→ What is required:
Repeat, exactly and in full, the lines of the listing below, but without any pictures.

Interface markup and scripts
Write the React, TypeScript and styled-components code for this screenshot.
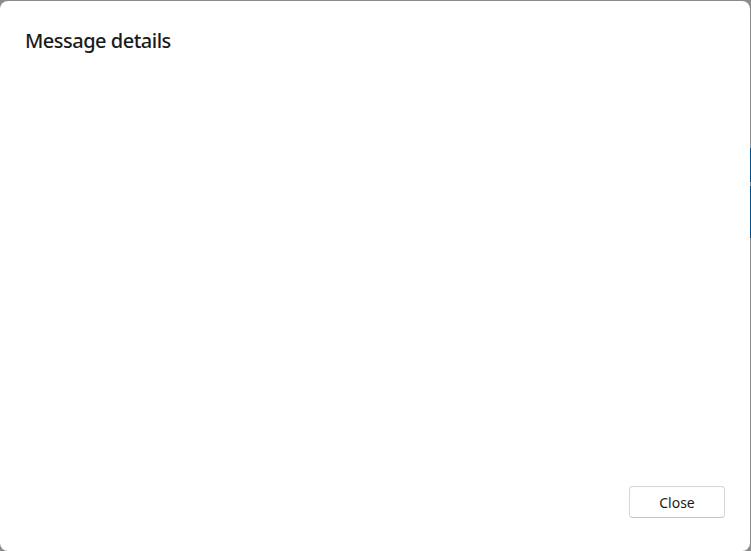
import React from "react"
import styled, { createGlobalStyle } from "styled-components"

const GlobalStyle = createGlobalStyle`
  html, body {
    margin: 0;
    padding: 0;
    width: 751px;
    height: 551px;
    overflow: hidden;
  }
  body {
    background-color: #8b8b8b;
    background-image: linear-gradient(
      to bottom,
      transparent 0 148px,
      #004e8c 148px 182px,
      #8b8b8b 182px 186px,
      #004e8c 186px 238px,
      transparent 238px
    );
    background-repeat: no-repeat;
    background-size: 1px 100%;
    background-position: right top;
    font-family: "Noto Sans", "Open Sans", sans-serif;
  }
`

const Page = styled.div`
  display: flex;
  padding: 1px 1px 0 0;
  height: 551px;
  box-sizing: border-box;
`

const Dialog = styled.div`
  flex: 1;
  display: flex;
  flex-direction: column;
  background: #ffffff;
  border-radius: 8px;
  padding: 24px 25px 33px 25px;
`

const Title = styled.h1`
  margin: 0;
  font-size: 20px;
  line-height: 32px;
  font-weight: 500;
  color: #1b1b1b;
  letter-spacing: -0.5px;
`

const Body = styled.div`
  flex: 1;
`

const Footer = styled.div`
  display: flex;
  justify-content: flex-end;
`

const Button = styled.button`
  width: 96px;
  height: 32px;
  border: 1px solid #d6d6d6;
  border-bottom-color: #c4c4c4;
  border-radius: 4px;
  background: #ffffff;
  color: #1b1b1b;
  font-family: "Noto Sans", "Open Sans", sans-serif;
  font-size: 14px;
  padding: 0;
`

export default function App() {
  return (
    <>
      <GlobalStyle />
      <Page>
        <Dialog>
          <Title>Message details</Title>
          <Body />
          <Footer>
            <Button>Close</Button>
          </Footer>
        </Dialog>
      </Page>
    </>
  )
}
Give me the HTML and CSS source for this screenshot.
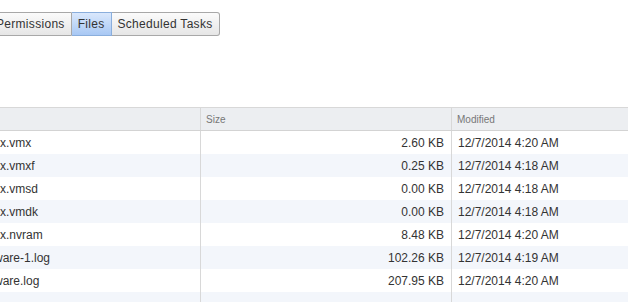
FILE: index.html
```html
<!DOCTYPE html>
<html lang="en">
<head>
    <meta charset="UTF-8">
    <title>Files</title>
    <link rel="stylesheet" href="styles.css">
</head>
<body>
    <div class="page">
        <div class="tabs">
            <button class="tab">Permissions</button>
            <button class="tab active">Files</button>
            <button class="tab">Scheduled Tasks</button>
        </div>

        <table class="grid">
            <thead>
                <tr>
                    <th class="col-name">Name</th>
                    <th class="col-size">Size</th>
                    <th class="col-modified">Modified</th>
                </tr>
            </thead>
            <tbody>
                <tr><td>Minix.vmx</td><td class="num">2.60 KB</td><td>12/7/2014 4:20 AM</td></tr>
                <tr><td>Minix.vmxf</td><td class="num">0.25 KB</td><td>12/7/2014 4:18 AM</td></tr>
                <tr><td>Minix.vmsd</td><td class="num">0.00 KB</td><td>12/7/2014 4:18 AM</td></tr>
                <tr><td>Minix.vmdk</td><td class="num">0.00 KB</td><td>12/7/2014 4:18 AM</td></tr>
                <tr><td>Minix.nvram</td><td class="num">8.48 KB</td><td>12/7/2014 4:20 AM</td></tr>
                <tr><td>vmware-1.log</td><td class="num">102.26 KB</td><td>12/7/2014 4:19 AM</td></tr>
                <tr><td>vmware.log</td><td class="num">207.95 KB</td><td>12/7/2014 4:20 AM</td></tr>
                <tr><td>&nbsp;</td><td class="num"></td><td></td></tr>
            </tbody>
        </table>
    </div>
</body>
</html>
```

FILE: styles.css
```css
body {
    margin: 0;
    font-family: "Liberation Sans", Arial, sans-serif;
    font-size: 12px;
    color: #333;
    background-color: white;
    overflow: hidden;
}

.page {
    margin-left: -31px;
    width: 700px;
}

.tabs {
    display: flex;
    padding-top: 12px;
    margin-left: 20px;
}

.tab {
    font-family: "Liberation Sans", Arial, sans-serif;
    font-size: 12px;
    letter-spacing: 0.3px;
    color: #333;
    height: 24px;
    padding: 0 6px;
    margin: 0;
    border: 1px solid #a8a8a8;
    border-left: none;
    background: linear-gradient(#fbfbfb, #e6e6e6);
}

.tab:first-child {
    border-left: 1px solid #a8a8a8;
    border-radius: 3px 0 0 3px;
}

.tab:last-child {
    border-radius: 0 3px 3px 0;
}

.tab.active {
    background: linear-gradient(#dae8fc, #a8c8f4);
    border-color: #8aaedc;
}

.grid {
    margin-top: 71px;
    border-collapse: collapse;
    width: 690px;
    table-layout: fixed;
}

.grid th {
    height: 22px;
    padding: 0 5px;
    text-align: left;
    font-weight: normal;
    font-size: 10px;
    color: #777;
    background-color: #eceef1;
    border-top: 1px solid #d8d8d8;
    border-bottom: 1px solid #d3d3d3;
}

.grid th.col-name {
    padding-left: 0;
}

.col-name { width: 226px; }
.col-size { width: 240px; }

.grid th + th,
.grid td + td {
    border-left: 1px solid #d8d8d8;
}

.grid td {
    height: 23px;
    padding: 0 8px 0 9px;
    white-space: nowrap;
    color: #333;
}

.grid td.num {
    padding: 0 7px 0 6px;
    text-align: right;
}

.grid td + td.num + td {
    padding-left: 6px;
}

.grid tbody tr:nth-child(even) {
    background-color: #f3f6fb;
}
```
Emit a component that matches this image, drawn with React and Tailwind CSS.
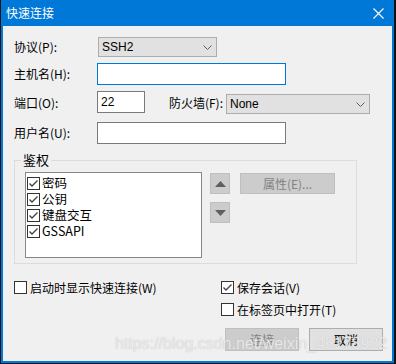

→ Result for this exercise:
Write the React, TypeScript and styled-components code for this screenshot.
import React from "react"
import styled, { createGlobalStyle } from "styled-components"

const GlobalStyle = createGlobalStyle`
  html, body {
    margin: 0;
    padding: 0;
    width: 751px;
    height: 551px;
    overflow: hidden;
  }
  body {
    background-color: #8b8b8b;
    background-image: linear-gradient(
      to bottom,
      transparent 0 148px,
      #004e8c 148px 182px,
      #8b8b8b 182px 186px,
      #004e8c 186px 238px,
      transparent 238px
    );
    background-repeat: no-repeat;
    background-size: 1px 100%;
    background-position: right top;
    font-family: "Noto Sans", "Open Sans", sans-serif;
  }
`

const Page = styled.div`
  display: flex;
  padding: 1px 1px 0 0;
  height: 551px;
  box-sizing: border-box;
`

const Dialog = styled.div`
  flex: 1;
  display: flex;
  flex-direction: column;
  background: #ffffff;
  border-radius: 8px;
  padding: 24px 25px 33px 25px;
`

const Title = styled.h1`
  margin: 0;
  font-size: 20px;
  line-height: 32px;
  font-weight: 500;
  color: #1b1b1b;
  letter-spacing: -0.5px;
`

const Body = styled.div`
  flex: 1;
`

const Footer = styled.div`
  display: flex;
  justify-content: flex-end;
`

const Button = styled.button`
  width: 96px;
  height: 32px;
  border: 1px solid #d6d6d6;
  border-bottom-color: #c4c4c4;
  border-radius: 4px;
  background: #ffffff;
  color: #1b1b1b;
  font-family: "Noto Sans", "Open Sans", sans-serif;
  font-size: 14px;
  padding: 0;
`

export default function App() {
  return (
    <>
      <GlobalStyle />
      <Page>
        <Dialog>
          <Title>Message details</Title>
          <Body />
          <Footer>
            <Button>Close</Button>
          </Footer>
        </Dialog>
      </Page>
    </>
  )
}
Give me the HTML and CSS source for this screenshot.
FILE: index.html
```html
<!DOCTYPE html>
<html lang="en">
<head>
    <meta charset="UTF-8">
    <title>Files</title>
    <link rel="stylesheet" href="styles.css">
</head>
<body>
    <div class="page">
        <div class="tabs">
            <button class="tab">Permissions</button>
            <button class="tab active">Files</button>
            <button class="tab">Scheduled Tasks</button>
        </div>

        <table class="grid">
            <thead>
                <tr>
                    <th class="col-name">Name</th>
                    <th class="col-size">Size</th>
                    <th class="col-modified">Modified</th>
                </tr>
            </thead>
            <tbody>
                <tr><td>Minix.vmx</td><td class="num">2.60 KB</td><td>12/7/2014 4:20 AM</td></tr>
                <tr><td>Minix.vmxf</td><td class="num">0.25 KB</td><td>12/7/2014 4:18 AM</td></tr>
                <tr><td>Minix.vmsd</td><td class="num">0.00 KB</td><td>12/7/2014 4:18 AM</td></tr>
                <tr><td>Minix.vmdk</td><td class="num">0.00 KB</td><td>12/7/2014 4:18 AM</td></tr>
                <tr><td>Minix.nvram</td><td class="num">8.48 KB</td><td>12/7/2014 4:20 AM</td></tr>
                <tr><td>vmware-1.log</td><td class="num">102.26 KB</td><td>12/7/2014 4:19 AM</td></tr>
                <tr><td>vmware.log</td><td class="num">207.95 KB</td><td>12/7/2014 4:20 AM</td></tr>
                <tr><td>&nbsp;</td><td class="num"></td><td></td></tr>
            </tbody>
        </table>
    </div>
</body>
</html>
```

FILE: styles.css
```css
body {
    margin: 0;
    font-family: "Liberation Sans", Arial, sans-serif;
    font-size: 12px;
    color: #333;
    background-color: white;
    overflow: hidden;
}

.page {
    margin-left: -31px;
    width: 700px;
}

.tabs {
    display: flex;
    padding-top: 12px;
    margin-left: 20px;
}

.tab {
    font-family: "Liberation Sans", Arial, sans-serif;
    font-size: 12px;
    letter-spacing: 0.3px;
    color: #333;
    height: 24px;
    padding: 0 6px;
    margin: 0;
    border: 1px solid #a8a8a8;
    border-left: none;
    background: linear-gradient(#fbfbfb, #e6e6e6);
}

.tab:first-child {
    border-left: 1px solid #a8a8a8;
    border-radius: 3px 0 0 3px;
}

.tab:last-child {
    border-radius: 0 3px 3px 0;
}

.tab.active {
    background: linear-gradient(#dae8fc, #a8c8f4);
    border-color: #8aaedc;
}

.grid {
    margin-top: 71px;
    border-collapse: collapse;
    width: 690px;
    table-layout: fixed;
}

.grid th {
    height: 22px;
    padding: 0 5px;
    text-align: left;
    font-weight: normal;
    font-size: 10px;
    color: #777;
    background-color: #eceef1;
    border-top: 1px solid #d8d8d8;
    border-bottom: 1px solid #d3d3d3;
}

.grid th.col-name {
    padding-left: 0;
}

.col-name { width: 226px; }
.col-size { width: 240px; }

.grid th + th,
.grid td + td {
    border-left: 1px solid #d8d8d8;
}

.grid td {
    height: 23px;
    padding: 0 8px 0 9px;
    white-space: nowrap;
    color: #333;
}

.grid td.num {
    padding: 0 7px 0 6px;
    text-align: right;
}

.grid td + td.num + td {
    padding-left: 6px;
}

.grid tbody tr:nth-child(even) {
    background-color: #f3f6fb;
}
```
Emit a component that matches this image, drawn with React and Tailwind CSS.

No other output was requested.